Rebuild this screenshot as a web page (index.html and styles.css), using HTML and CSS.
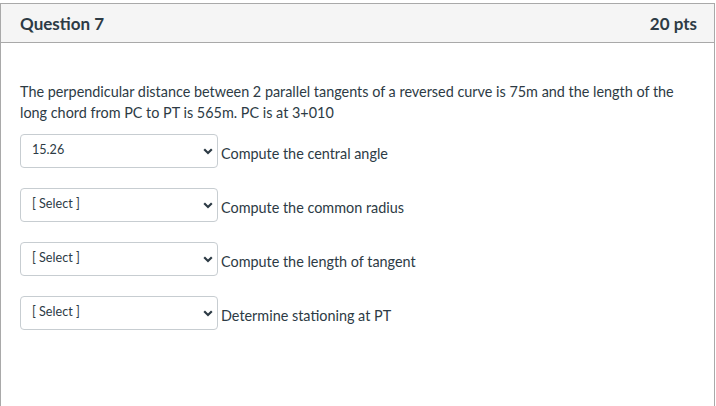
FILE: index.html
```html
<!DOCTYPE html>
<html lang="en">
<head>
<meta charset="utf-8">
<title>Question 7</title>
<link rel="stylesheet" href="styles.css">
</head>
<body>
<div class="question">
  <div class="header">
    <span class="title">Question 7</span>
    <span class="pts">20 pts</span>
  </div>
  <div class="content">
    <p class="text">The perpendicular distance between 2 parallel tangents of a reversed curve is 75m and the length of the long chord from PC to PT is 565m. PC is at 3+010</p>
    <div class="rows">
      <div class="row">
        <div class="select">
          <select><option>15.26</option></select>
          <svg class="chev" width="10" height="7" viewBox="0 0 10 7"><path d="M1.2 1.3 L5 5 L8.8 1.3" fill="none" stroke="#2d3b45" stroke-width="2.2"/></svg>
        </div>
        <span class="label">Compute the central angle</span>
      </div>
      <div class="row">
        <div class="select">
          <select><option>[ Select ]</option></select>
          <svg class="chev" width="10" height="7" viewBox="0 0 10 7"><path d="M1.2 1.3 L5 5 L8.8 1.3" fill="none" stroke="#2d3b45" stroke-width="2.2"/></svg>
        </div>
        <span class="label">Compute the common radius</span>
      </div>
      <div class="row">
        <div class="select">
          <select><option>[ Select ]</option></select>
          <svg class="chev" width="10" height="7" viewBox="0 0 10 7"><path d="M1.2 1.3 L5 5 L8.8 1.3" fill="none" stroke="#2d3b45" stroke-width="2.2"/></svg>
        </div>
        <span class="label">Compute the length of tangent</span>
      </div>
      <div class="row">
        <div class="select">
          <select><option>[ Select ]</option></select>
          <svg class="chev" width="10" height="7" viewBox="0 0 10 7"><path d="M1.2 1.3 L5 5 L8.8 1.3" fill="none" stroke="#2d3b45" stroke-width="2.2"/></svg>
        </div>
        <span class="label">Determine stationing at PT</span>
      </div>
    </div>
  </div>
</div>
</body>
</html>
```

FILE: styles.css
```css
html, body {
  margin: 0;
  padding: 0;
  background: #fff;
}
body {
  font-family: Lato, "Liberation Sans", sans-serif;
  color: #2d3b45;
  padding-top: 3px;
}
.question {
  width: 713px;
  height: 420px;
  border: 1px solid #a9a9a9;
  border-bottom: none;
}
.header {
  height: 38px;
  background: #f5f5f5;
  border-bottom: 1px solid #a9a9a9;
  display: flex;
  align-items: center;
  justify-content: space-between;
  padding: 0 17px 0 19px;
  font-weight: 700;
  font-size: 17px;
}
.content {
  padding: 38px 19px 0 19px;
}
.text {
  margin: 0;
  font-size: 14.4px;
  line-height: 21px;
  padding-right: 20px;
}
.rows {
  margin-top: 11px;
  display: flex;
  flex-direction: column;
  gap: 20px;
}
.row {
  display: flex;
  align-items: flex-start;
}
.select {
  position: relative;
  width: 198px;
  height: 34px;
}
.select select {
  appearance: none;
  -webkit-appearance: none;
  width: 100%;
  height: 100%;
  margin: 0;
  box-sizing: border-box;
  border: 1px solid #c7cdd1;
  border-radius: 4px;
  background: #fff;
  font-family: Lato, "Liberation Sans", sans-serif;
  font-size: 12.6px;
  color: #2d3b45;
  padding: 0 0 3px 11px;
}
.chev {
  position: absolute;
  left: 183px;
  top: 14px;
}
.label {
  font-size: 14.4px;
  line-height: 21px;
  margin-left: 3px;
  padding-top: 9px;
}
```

· · · ·

Exclude the images, then output the data above word for word.

*Completed task*:
Rebuild this screenshot as a web page (index.html and styles.css), using HTML and CSS.
FILE: index.html
```html
<!DOCTYPE html>
<html lang="en">
<head>
<meta charset="utf-8">
<title>Question 7</title>
<link rel="stylesheet" href="styles.css">
</head>
<body>
<div class="question">
  <div class="header">
    <span class="title">Question 7</span>
    <span class="pts">20 pts</span>
  </div>
  <div class="content">
    <p class="text">The perpendicular distance between 2 parallel tangents of a reversed curve is 75m and the length of the long chord from PC to PT is 565m. PC is at 3+010</p>
    <div class="rows">
      <div class="row">
        <div class="select">
          <select><option>15.26</option></select>
          <svg class="chev" width="10" height="7" viewBox="0 0 10 7"><path d="M1.2 1.3 L5 5 L8.8 1.3" fill="none" stroke="#2d3b45" stroke-width="2.2"/></svg>
        </div>
        <span class="label">Compute the central angle</span>
      </div>
      <div class="row">
        <div class="select">
          <select><option>[ Select ]</option></select>
          <svg class="chev" width="10" height="7" viewBox="0 0 10 7"><path d="M1.2 1.3 L5 5 L8.8 1.3" fill="none" stroke="#2d3b45" stroke-width="2.2"/></svg>
        </div>
        <span class="label">Compute the common radius</span>
      </div>
      <div class="row">
        <div class="select">
          <select><option>[ Select ]</option></select>
          <svg class="chev" width="10" height="7" viewBox="0 0 10 7"><path d="M1.2 1.3 L5 5 L8.8 1.3" fill="none" stroke="#2d3b45" stroke-width="2.2"/></svg>
        </div>
        <span class="label">Compute the length of tangent</span>
      </div>
      <div class="row">
        <div class="select">
          <select><option>[ Select ]</option></select>
          <svg class="chev" width="10" height="7" viewBox="0 0 10 7"><path d="M1.2 1.3 L5 5 L8.8 1.3" fill="none" stroke="#2d3b45" stroke-width="2.2"/></svg>
        </div>
        <span class="label">Determine stationing at PT</span>
      </div>
    </div>
  </div>
</div>
</body>
</html>
```

FILE: styles.css
```css
html, body {
  margin: 0;
  padding: 0;
  background: #fff;
}
body {
  font-family: Lato, "Liberation Sans", sans-serif;
  color: #2d3b45;
  padding-top: 3px;
}
.question {
  width: 713px;
  height: 420px;
  border: 1px solid #a9a9a9;
  border-bottom: none;
}
.header {
  height: 38px;
  background: #f5f5f5;
  border-bottom: 1px solid #a9a9a9;
  display: flex;
  align-items: center;
  justify-content: space-between;
  padding: 0 17px 0 19px;
  font-weight: 700;
  font-size: 17px;
}
.content {
  padding: 38px 19px 0 19px;
}
.text {
  margin: 0;
  font-size: 14.4px;
  line-height: 21px;
  padding-right: 20px;
}
.rows {
  margin-top: 11px;
  display: flex;
  flex-direction: column;
  gap: 20px;
}
.row {
  display: flex;
  align-items: flex-start;
}
.select {
  position: relative;
  width: 198px;
  height: 34px;
}
.select select {
  appearance: none;
  -webkit-appearance: none;
  width: 100%;
  height: 100%;
  margin: 0;
  box-sizing: border-box;
  border: 1px solid #c7cdd1;
  border-radius: 4px;
  background: #fff;
  font-family: Lato, "Liberation Sans", sans-serif;
  font-size: 12.6px;
  color: #2d3b45;
  padding: 0 0 3px 11px;
}
.chev {
  position: absolute;
  left: 183px;
  top: 14px;
}
.label {
  font-size: 14.4px;
  line-height: 21px;
  margin-left: 3px;
  padding-top: 9px;
}
```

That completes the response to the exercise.